Give the listing again in full, exactly as written.

--- DATA EXTRACT ---
------------------------------------------------------------
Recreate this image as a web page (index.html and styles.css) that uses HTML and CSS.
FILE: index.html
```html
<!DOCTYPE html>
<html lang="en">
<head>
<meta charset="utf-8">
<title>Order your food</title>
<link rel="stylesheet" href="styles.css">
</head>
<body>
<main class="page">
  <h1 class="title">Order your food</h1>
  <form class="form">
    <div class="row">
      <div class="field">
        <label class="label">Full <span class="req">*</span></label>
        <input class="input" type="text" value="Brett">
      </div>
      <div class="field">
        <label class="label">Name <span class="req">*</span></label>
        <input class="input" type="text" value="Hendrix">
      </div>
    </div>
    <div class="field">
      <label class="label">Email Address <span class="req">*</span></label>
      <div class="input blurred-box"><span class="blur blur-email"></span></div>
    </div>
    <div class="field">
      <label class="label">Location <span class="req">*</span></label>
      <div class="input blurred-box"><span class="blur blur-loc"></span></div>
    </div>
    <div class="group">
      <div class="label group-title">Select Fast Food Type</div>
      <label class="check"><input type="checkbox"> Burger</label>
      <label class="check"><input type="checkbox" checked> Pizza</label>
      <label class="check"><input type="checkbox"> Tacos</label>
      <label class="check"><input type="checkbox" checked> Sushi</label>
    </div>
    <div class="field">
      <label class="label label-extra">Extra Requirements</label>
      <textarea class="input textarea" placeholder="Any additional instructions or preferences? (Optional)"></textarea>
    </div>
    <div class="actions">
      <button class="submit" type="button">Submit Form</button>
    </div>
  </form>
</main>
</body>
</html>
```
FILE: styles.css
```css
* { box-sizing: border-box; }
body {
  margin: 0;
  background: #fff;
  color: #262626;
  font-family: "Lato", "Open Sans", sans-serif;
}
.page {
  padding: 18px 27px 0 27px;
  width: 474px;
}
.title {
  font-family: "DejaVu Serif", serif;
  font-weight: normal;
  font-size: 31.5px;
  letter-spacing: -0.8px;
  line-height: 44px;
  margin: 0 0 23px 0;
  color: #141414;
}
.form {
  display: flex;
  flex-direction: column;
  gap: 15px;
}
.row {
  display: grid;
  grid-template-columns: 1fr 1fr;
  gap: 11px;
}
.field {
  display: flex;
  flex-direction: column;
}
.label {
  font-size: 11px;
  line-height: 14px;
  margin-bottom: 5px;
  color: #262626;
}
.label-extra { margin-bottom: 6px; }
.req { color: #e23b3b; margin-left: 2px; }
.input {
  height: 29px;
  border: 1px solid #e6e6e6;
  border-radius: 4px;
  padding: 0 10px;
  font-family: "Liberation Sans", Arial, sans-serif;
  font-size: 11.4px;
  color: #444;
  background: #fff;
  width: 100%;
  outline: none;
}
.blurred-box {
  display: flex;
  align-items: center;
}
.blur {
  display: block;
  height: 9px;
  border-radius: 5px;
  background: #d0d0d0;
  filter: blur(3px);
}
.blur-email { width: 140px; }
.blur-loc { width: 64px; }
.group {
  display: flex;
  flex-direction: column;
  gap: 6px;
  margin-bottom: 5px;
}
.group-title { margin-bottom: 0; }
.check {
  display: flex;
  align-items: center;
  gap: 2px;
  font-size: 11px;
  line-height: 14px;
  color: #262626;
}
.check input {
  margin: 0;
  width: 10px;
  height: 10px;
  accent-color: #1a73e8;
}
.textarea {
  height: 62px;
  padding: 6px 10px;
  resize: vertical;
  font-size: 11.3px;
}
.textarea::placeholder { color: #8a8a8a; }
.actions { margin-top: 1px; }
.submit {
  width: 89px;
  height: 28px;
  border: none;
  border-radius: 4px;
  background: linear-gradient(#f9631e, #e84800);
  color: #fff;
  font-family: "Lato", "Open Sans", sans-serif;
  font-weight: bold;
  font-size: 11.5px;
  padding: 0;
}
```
------------------------------------------------------------
--- WRITTEN SOLUTION ---
Recreate this image as a web page (index.html and styles.css) that uses HTML and CSS.
FILE: index.html
```html
<!DOCTYPE html>
<html lang="en">
<head>
<meta charset="utf-8">
<title>Order your food</title>
<link rel="stylesheet" href="styles.css">
</head>
<body>
<main class="page">
  <h1 class="title">Order your food</h1>
  <form class="form">
    <div class="row">
      <div class="field">
        <label class="label">Full <span class="req">*</span></label>
        <input class="input" type="text" value="Brett">
      </div>
      <div class="field">
        <label class="label">Name <span class="req">*</span></label>
        <input class="input" type="text" value="Hendrix">
      </div>
    </div>
    <div class="field">
      <label class="label">Email Address <span class="req">*</span></label>
      <div class="input blurred-box"><span class="blur blur-email"></span></div>
    </div>
    <div class="field">
      <label class="label">Location <span class="req">*</span></label>
      <div class="input blurred-box"><span class="blur blur-loc"></span></div>
    </div>
    <div class="group">
      <div class="label group-title">Select Fast Food Type</div>
      <label class="check"><input type="checkbox"> Burger</label>
      <label class="check"><input type="checkbox" checked> Pizza</label>
      <label class="check"><input type="checkbox"> Tacos</label>
      <label class="check"><input type="checkbox" checked> Sushi</label>
    </div>
    <div class="field">
      <label class="label label-extra">Extra Requirements</label>
      <textarea class="input textarea" placeholder="Any additional instructions or preferences? (Optional)"></textarea>
    </div>
    <div class="actions">
      <button class="submit" type="button">Submit Form</button>
    </div>
  </form>
</main>
</body>
</html>
```
FILE: styles.css
```css
* { box-sizing: border-box; }
body {
  margin: 0;
  background: #fff;
  color: #262626;
  font-family: "Lato", "Open Sans", sans-serif;
}
.page {
  padding: 18px 27px 0 27px;
  width: 474px;
}
.title {
  font-family: "DejaVu Serif", serif;
  font-weight: normal;
  font-size: 31.5px;
  letter-spacing: -0.8px;
  line-height: 44px;
  margin: 0 0 23px 0;
  color: #141414;
}
.form {
  display: flex;
  flex-direction: column;
  gap: 15px;
}
.row {
  display: grid;
  grid-template-columns: 1fr 1fr;
  gap: 11px;
}
.field {
  display: flex;
  flex-direction: column;
}
.label {
  font-size: 11px;
  line-height: 14px;
  margin-bottom: 5px;
  color: #262626;
}
.label-extra { margin-bottom: 6px; }
.req { color: #e23b3b; margin-left: 2px; }
.input {
  height: 29px;
  border: 1px solid #e6e6e6;
  border-radius: 4px;
  padding: 0 10px;
  font-family: "Liberation Sans", Arial, sans-serif;
  font-size: 11.4px;
  color: #444;
  background: #fff;
  width: 100%;
  outline: none;
}
.blurred-box {
  display: flex;
  align-items: center;
}
.blur {
  display: block;
  height: 9px;
  border-radius: 5px;
  background: #d0d0d0;
  filter: blur(3px);
}
.blur-email { width: 140px; }
.blur-loc { width: 64px; }
.group {
  display: flex;
  flex-direction: column;
  gap: 6px;
  margin-bottom: 5px;
}
.group-title { margin-bottom: 0; }
.check {
  display: flex;
  align-items: center;
  gap: 2px;
  font-size: 11px;
  line-height: 14px;
  color: #262626;
}
.check input {
  margin: 0;
  width: 10px;
  height: 10px;
  accent-color: #1a73e8;
}
.textarea {
  height: 62px;
  padding: 6px 10px;
  resize: vertical;
  font-size: 11.3px;
}
.textarea::placeholder { color: #8a8a8a; }
.actions { margin-top: 1px; }
.submit {
  width: 89px;
  height: 28px;
  border: none;
  border-radius: 4px;
  background: linear-gradient(#f9631e, #e84800);
  color: #fff;
  font-family: "Lato", "Open Sans", sans-serif;
  font-weight: bold;
  font-size: 11.5px;
  padding: 0;
}
```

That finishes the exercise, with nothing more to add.